Sounds interesting, right? Sure – but if you’re thinking of taking the plunge, you need to get to grips with the small print on those franchise agreements, advises Emily Sadler, Partner, Commercial and Franchising at Southampton’s Paris Smith Solicitors (above). Emily – it’s over to you.
What’s the basics?
Legally, franchising is the granting of a license by one person (the franchisor) to another (the franchisee), which entitles the franchisee to trade under the trademark/trade name of the franchisor. They can also use the entire business package, comprising all the elements needed to get a previously untrained person set up in the business.
Big name franchises include household names such as McDonald’s and Costa Coffee, but there are in fact over 1,250 franchise brands, representing 200 business categories within the UK.
The franchise agreement
Both parties will sign a franchise agreement which is a lengthy, legally binding contract and typically lasts for five years. Navigating the small print on franchise agreements can be pretty onerous, and it’s almost always weighted in favour of the franchisor. So before signing, it’s important to take advice from a BFA-affiliated solicitor.
While the terms might say they’re non-negotiable, it’s vital that you’re at least aware of your legal position if you take the plunge.
Family friendly hours?
Some franchises are promoted to prospective franchisees as ‘family friendly’ on the basis they can be operated part time to work around family commitments. Many franchisees who are parents agree this has been true for them, especially in terms of work-life balance and being around for important family events when they need to.
However, if this flexibility is one of the reasons for taking up the franchise, it’s essential to check the agreement reflects what you have been told about the hours of operation required, performance targets and whether the business can be operated on a part-time basis.
If there’s any doubt at all over the commitments required in the agreement you should take legal advice – and ask for a side letter to confirm what you’ve been told. Never rely on a verbal discussion if the written terms of the agreement contradict or are silent on it.
It’s worth considering that, as a franchisee, you’re in business on your own account and therefore not automatically afforded the same rights you would have as an employee, such as the right to take maternity leave.
Most franchise agreements don’t contain express contractual provisions dealing with what happens when a franchisee/the individual who operates the business day to day becomes pregnant during the term and needs to take leave from the business. Generally, the franchisee would not be able to cease carrying on the business in order to take maternity leave as that would likely place them in breach of the terms and at risk of termination.

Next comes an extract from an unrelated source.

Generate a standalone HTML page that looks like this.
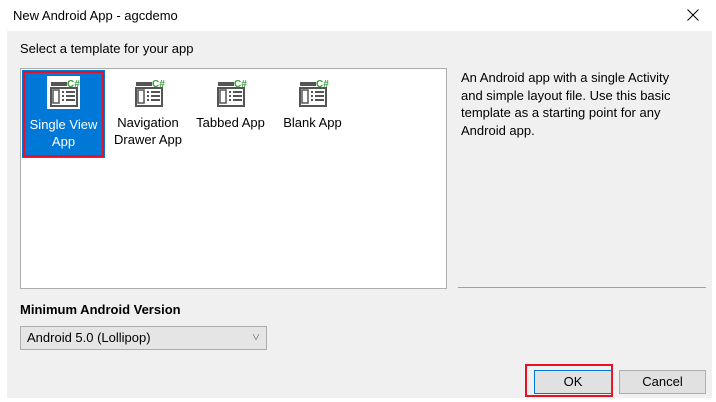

If you are told by a franchisor that they will assist you through maternity leave – and that you will be able take maternity leave – you should have this confirmed in a side letter, along with how this is proposed to work. Without this, there may be little protection from a breach of contract claim if you cease operating the business.
Check that the initial franchise fee and ongoing royalty payments tally-up with what you’ve been told by the franchisor. Also, it’s important to confirm if you will have to pay for other costs like equipment and additional training. And will there be further costs if you wish to renew at the end of the term or sell the business?
Where the franchisee is a newly formed limited company, the franchisor will likely require the person behind the franchisee company to give a personal guarantee. If the franchisee company is in breach of any of its obligations under the agreement, you will be personally liable for the full extent of any losses suffered by the franchisor, meaning that your personal assets could be at risk.
You can almost certainly expect termination provisions in favour of the franchisor, enabling them to terminate early if the franchisee is in breach of the agreement. However, once the agreement is signed, generally franchisees are unable to terminate until the end of the initial term – even if the business is not working. A franchisee may be able to argue that there has been a misrepresentation by the franchisor in terms of what they have been sold, or that the franchisor is in breach of the agreement. However, such cases can be difficult to establish – and are rarely clear cut.
Post franchise restrictions
Something franchisees can be unaware of are the restrictions contained within their franchise agreements. These frequently prevent them from being involved in a similar/competitive business for period of time after termination. As such, they could have a significant impact on franchisees’ ability to carry on in the same industry once they have ceased to operate the franchise business.
Thinking of moving forward? Here’s a few more quick tips:
Franchisee Anna Morgan is Director of Footlights Sale Performing Arts Classes:
“For me, the big advantage of choosing a franchise was the support, training and access to an established business model with a good reputation. My advice to others is to choose a franchise in an area that you have interest or experience. Building a business is challenging and relentless but it helps to reduce the pressure and stress when you’re doing something you love. Another tip is to be organised and proactive in your first year of business. The hard work you put in initially will pay off in the future.”